Beloved in Christ
This past Sunday, I announced our intention to start using the office of Morning Prayer as our principle Sunday morning worship service. This will begin on Sunday (August 16) and continue for the next four weeks until the end of the summer (September 6). During that time, we will also host a series of conversations to help deepen our understanding and appreciation, both for worship in the Anglican tradition generally, and Morning Prayer in particular. Through these discussions, we hope to hear from many of you about your hopes for worship at All Angels as we launch into a new program year on September 13.
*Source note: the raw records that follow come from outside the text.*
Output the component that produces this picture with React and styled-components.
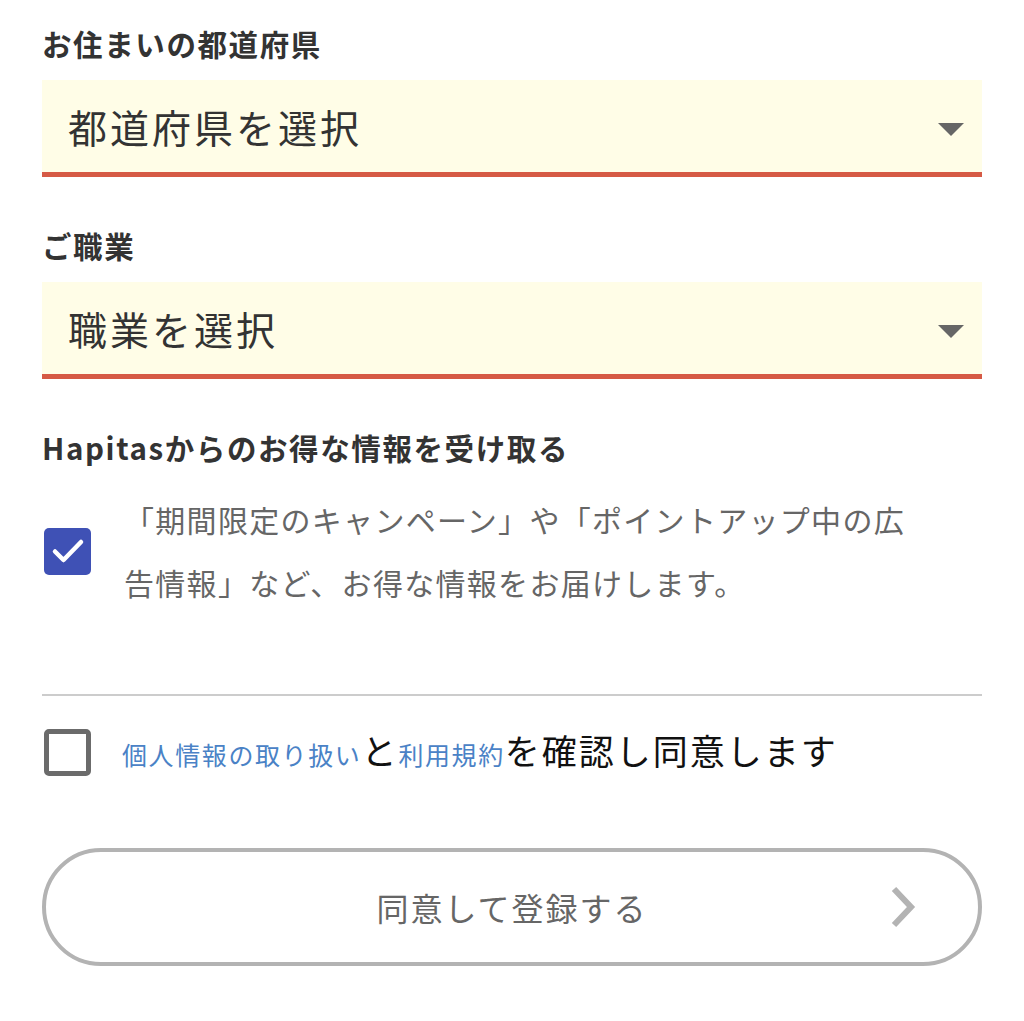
import styled, { createGlobalStyle } from "styled-components";

const GlobalStyle = createGlobalStyle`
  html, body {
    margin: 0;
    padding: 0;
    background: #ffffff;
  }
  body {
    font-family: "Noto Sans CJK JP", "Noto Sans", sans-serif;
    color: #333333;
  }
`;

export default function App() {
  return (
    <>
      <GlobalStyle />
      <StyledPage>
        <StyledField>
          <StyledLabel>お住まいの都道府県</StyledLabel>
          <StyledSelect>
            <span>都道府県を選択</span>
            <StyledCaret />
          </StyledSelect>
        </StyledField>
        <StyledField>
          <StyledLabel>ご職業</StyledLabel>
          <StyledSelect>
            <span>職業を選択</span>
            <StyledCaret />
          </StyledSelect>
        </StyledField>
        <StyledField>
          <StyledLabel>Hapitasからのお得な情報を受け取る</StyledLabel>
          <StyledOptRow>
            <StyledCheckbox $checked>
              <svg width="34" height="28" viewBox="0 0 34 28">
                <path
                  d="M4 14.5 L12.5 23 L30 5"
                  fill="none"
                  stroke="#ffffff"
                  strokeWidth="4.5"
                  strokeLinecap="round"
                  strokeLinejoin="round"
                />
              </svg>
            </StyledCheckbox>
            <StyledOptText>
              「期間限定のキャンペーン」や「ポイントアップ中の広告情報」など、お得な情報をお届けします。
            </StyledOptText>
          </StyledOptRow>
        </StyledField>

        <StyledDivider />

        <StyledAgreeRow>
          <StyledCheckbox />
          <StyledAgreeText>
            <StyledLink href="#">個人情報の取り扱い</StyledLink>と
            <StyledLink href="#">利用規約</StyledLink>を確認し同意します
          </StyledAgreeText>
        </StyledAgreeRow>

        <StyledButton type="button">
          同意して登録する
          <StyledChevron width="30" height="44" viewBox="0 0 30 44">
            <path
              d="M6 4 L23 22 L6 40"
              fill="none"
              stroke="#b3b3b3"
              strokeWidth="6"
            />
          </StyledChevron>
        </StyledButton>
      </StyledPage>
    </>
  );
}

const StyledPage = styled.main`
  display: flex;
  flex-direction: column;
  padding: 22px 42px 40px;
`;

const StyledField = styled.section`
  display: flex;
  flex-direction: column;
  gap: 16px;
  & + & {
    margin-top: 47px;
  }
`;

const StyledLabel = styled.h2`
  margin: 0;
  font-size: 29.5px;
  line-height: 42px;
  font-weight: 700;
  letter-spacing: 1.6px;
  color: #333333;
`;

const StyledSelect = styled.div`
  position: relative;
  display: flex;
  align-items: center;
  height: 92px;
  padding: 0 26px;
  background: #fffde7;
  border-bottom: 5px solid #d65a45;
  font-size: 39px;
  letter-spacing: 3px;
  color: #333333;
`;

const StyledCaret = styled.span`
  margin-left: auto;
  margin-right: -8px;
  margin-top: 6px;
  width: 0;
  height: 0;
  border-left: 13px solid transparent;
  border-right: 13px solid transparent;
  border-top: 13px solid #666666;
`;

const StyledOptRow = styled.div`
  display: flex;
  align-items: center;
  gap: 33px;
  margin-top: 4px;
  padding-left: 2px;
`;

const StyledCheckbox = styled.span`
  flex: none;
  box-sizing: border-box;
  display: flex;
  align-items: center;
  justify-content: center;
  width: 47px;
  height: 47px;
  border-radius: 5px;
  background: ${(p) => (p.$checked ? "#3f51b5" : "#ffffff")};
  border: ${(p) => (p.$checked ? "none" : "5px solid #6b6b6b")};
`;

const StyledOptText = styled.p`
  margin: 0;
  width: 800px;
  font-size: 30px;
  line-height: 63px;
  letter-spacing: 1.3px;
  color: #666666;
`;

const StyledDivider = styled.hr`
  margin: 80px 0 0;
  border: none;
  height: 2px;
  background: #cccccc;
`;

const StyledAgreeRow = styled.div`
  display: flex;
  align-items: center;
  gap: 31px;
  margin-top: 30px;
  padding-left: 2px;
`;

const StyledAgreeText = styled.p`
  margin: 0;
  font-size: 35px;
  line-height: 48px;
  letter-spacing: 2px;
  color: #111111;
`;

const StyledLink = styled.a`
  font-size: 25px;
  letter-spacing: 1.6px;
  color: #4a82c6;
  text-decoration: none;
`;

const StyledButton = styled.button`
  position: relative;
  display: flex;
  align-items: center;
  justify-content: center;
  margin-top: 70px;
  height: 118px;
  border: 4px solid #b3b3b3;
  border-radius: 59px;
  background: #ffffff;
  font-family: "Noto Sans CJK JP", "Noto Sans", sans-serif;
  font-size: 32px;
  letter-spacing: 2px;
  color: #666666;
`;

const StyledChevron = styled.svg`
  position: absolute;
  right: 60px;
  top: 50%;
  transform: translateY(-50%);
`;
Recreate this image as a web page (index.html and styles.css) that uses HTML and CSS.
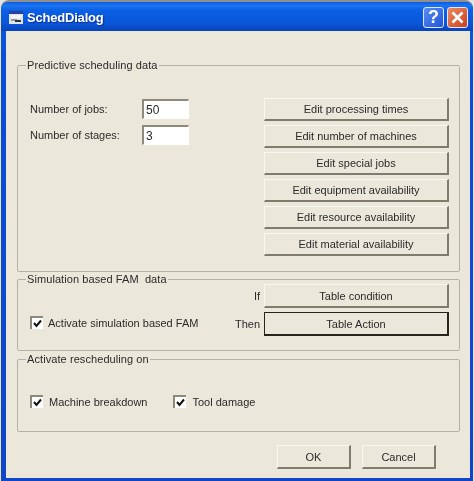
FILE: index.html
```html
<!DOCTYPE html>
<html lang="en">
<head>
    <meta charset="UTF-8">
    <meta name="viewport" content="width=device-width, initial-scale=1.0">
    <title>SchedDialog</title>
    <link rel="stylesheet" href="styles.css">
</head>
<body>
    <div class="window">
        <div class="titlebar">
            <svg class="app-icon" width="14" height="13" viewBox="0 0 14 13">
                <rect x="0" y="0" width="14" height="13" fill="#dfe6f2"/>
                <rect x="0" y="0" width="14" height="3" fill="#2a3f9a"/>
                <rect x="2" y="4" width="10" height="3" fill="#f4f4f4"/>
                <rect x="2" y="8" width="6" height="2" fill="#9a9a9a"/>
                <rect x="6" y="9" width="6" height="2" fill="#333333"/>
            </svg>
            <span class="title">SchedDialog</span>
            <div class="caption-btn help">?</div>
            <div class="caption-btn close">
                <svg width="15" height="15" viewBox="0 0 15 15">
                    <path d="M2.5 2.5 L12.5 12.5 M12.5 2.5 L2.5 12.5" stroke="#ffffff" stroke-width="2.6"/>
                </svg>
            </div>
        </div>

        <div class="client">
            <fieldset class="group group-data">
                <legend>Predictive scheduling data</legend>
                <div class="data-row">
                    <div class="fields">
                        <div class="field">
                            <label>Number of jobs:</label>
                            <input class="text-input" type="text" value="50">
                        </div>
                        <div class="field">
                            <label>Number of stages:</label>
                            <input class="text-input" type="text" value="3">
                        </div>
                    </div>
                    <div class="button-stack">
                        <button class="button">Edit processing times</button>
                        <button class="button">Edit number of machines</button>
                        <button class="button">Edit special jobs</button>
                        <button class="button">Edit equipment availability</button>
                        <button class="button">Edit resource availability</button>
                        <button class="button">Edit material availability</button>
                    </div>
                </div>
            </fieldset>

            <fieldset class="group group-fam">
                <legend>Simulation based FAM  data</legend>
                <div class="fam-row">
                    <div class="check">
                        <span class="check-box"><svg width="9" height="9" viewBox="0 0 9 9"><path d="M1 4 L3.5 7 L8 1.5" fill="none" stroke="#111111" stroke-width="2"/></svg></span>
                        Activate simulation based FAM
                    </div>
                    <div class="rules">
                        <div class="rule">
                            <span class="rule-label">If</span>
                            <button class="button">Table condition</button>
                        </div>
                        <div class="rule">
                            <span class="rule-label">Then</span>
                            <button class="button default">Table Action</button>
                        </div>
                    </div>
                </div>
            </fieldset>

            <fieldset class="group group-resched">
                <legend>Activate rescheduling on</legend>
                <div class="check-row">
                    <div class="check">
                        <span class="check-box"><svg width="9" height="9" viewBox="0 0 9 9"><path d="M1 4 L3.5 7 L8 1.5" fill="none" stroke="#111111" stroke-width="2"/></svg></span>
                        Machine breakdown
                    </div>
                    <div class="check">
                        <span class="check-box"><svg width="9" height="9" viewBox="0 0 9 9"><path d="M1 4 L3.5 7 L8 1.5" fill="none" stroke="#111111" stroke-width="2"/></svg></span>
                        Tool damage
                    </div>
                </div>
            </fieldset>

            <div class="actions">
                <button class="button action">OK</button>
                <button class="button action">Cancel</button>
            </div>
        </div>
    </div>
</body>
</html>
```

FILE: styles.css
```css
html, body {
    height: 100%;
}
body {
    margin: 0;
    background: #e4e4e4;
    font-family: "Liberation Sans", Arial, sans-serif;
    font-size: 11px;
    color: #2a2a2a;
    overflow: hidden;
}
.window {
    box-sizing: border-box;
    width: 472px;
    height: 481px;
    margin-left: 1px;
    padding: 0 3px 3px 5px;
    background: linear-gradient(#0a5ce0, #0a4fd4 60px, #0f45c8);
    border-top: 2px solid #8f8f8f;
    border-radius: 8px 8px 0 0;
    display: flex;
    flex-direction: column;
    filter: blur(0.5px);
}
.titlebar {
    box-sizing: border-box;
    height: 29px;
    flex: none;
    display: flex;
    align-items: center;
    margin: 0 -3px 0 -5px;
    padding: 2px 5px 0 8px;
    background: linear-gradient(#0b5ae0, #1b74f0 12%, #0a5fe4 30%, #0a55d8 75%, #0843b8);
    border-radius: 7px 7px 0 0;
}
.app-icon {
    margin-right: 4px;
}
.title {
    flex: 1;
    color: #fff;
    font-size: 13px;
    font-weight: bold;
    letter-spacing: -0.2px;
    text-shadow: 1px 1px 1px #0a2f90;
}
.caption-btn {
    box-sizing: border-box;
    width: 21px;
    height: 21px;
    margin-left: 3px;
    border: 1px solid #dfe8f8;
    border-radius: 3px;
    display: flex;
    align-items: center;
    justify-content: center;
    color: #fff;
}
.help {
    background: linear-gradient(135deg, #5b8df0, #1f55d8);
    font-size: 18px;
    font-weight: bold;
}
.close {
    background: linear-gradient(135deg, #ee8a64, #c8401c);
}
.client {
    flex: 1;
    background: #ebe8db;
    padding: 27px 10px 0 11px;
    display: flex;
    flex-direction: column;
}
.group {
    box-sizing: border-box;
    margin: 0;
    padding: 0;
    border: 1px solid #b5b2a4;
    border-radius: 2px;
    min-width: 0;
}
.group legend {
    margin-left: 8px;
    padding: 0 1px;
    font-size: 11px;
    letter-spacing: 0.08px;
    line-height: 14px;
    white-space: pre;
}
.group-data {
    height: 214px;
}
.group-fam {
    height: 79px;
}
.group-resched {
    height: 80px;
    margin-top: 1px;
}
.data-row {
    display: flex;
    justify-content: space-between;
    padding: 26px 10px 0 12px;
}
.fields {
    display: flex;
    flex-direction: column;
    gap: 6px;
    padding-top: 1px;
}
.field {
    display: flex;
    align-items: center;
    width: 159px;
    justify-content: space-between;
}
.text-input {
    box-sizing: border-box;
    width: 47px;
    height: 20px;
    padding: 0 2px;
    background: #fff;
    border: 1px solid #fff;
    border-top-color: #8d8a7c;
    border-left-color: #8d8a7c;
    border-top-width: 2px;
    border-left-width: 2px;
    font: 12px "Liberation Sans", Arial, sans-serif;
    color: #2a2a2a;
    outline: none;
}
.button-stack {
    width: 185px;
    display: flex;
    flex-direction: column;
    gap: 4px;
}
.button {
    box-sizing: border-box;
    width: 100%;
    height: 23px;
    padding: 0;
    background: #ebe8db;
    border: 1px solid #f8f7f0;
    border-right: 2px solid #7f7c6e;
    border-bottom: 2px solid #7f7c6e;
    font: 11px "Liberation Sans", Arial, sans-serif;
    color: #2a2a2a;
}
.button.default {
    border: 2px solid #26241c;
    border-top-width: 1px;
    border-left-width: 1px;
}
.fam-row {
    display: flex;
    justify-content: space-between;
    align-items: flex-end;
    padding: 0 10px 0 12px;
}
.rules {
    display: flex;
    flex-direction: column;
    gap: 4px;
    margin-top: -2px;
}
.rule {
    display: flex;
    align-items: center;
    justify-content: flex-end;
    gap: 4px;
}
.rule .button {
    width: 185px;
    height: 24px;
}
.rule-label {
    text-align: right;
}
.check {
    display: flex;
    align-items: center;
    gap: 5px;
}
.fam-row .check {
    padding-bottom: 7px;
}
.check-box {
    box-sizing: border-box;
    width: 13px;
    height: 13px;
    background: #fff;
    border-top: 2px solid #8d8a7c;
    border-left: 2px solid #8d8a7c;
    display: flex;
    align-items: center;
    justify-content: center;
}
.check-row {
    display: flex;
    gap: 26px;
    padding: 29px 0 0 12px;
}
.check-row .check {
    gap: 6px;
}
.actions {
    display: flex;
    justify-content: flex-end;
    gap: 11px;
    padding: 13px 24px 0 0;
}
.button.action {
    width: 74px;
    height: 24px;
}
```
As I said on Sunday, the question of whether to continue celebrating the Eucharist has been discussed at length since the beginning of the pandemic––both at our church and in the broader Episcopal Church. The Presiding Bishop of the Episcopal Church, for example, reminded us early onthat the Eucharist normally depends on physical and social realities not duplicatable in a virtual world. So, he suggested that “online worship may be better suited to ways of praying represented by the forms of the Daily Office [like Morning Prayer] than by the physical and material dimensions required by the Eucharist.” The Bishop of the Diocese of New York also invited all the parishes in his Diocese (which includes us) to share in a “fast” from the Eucharist. As he wrote on March 27: “…we will wait in vigil, accepting the self-denial it requires of us. Allowing the space to be filled with our sorrow, our desiring, and our prayers.”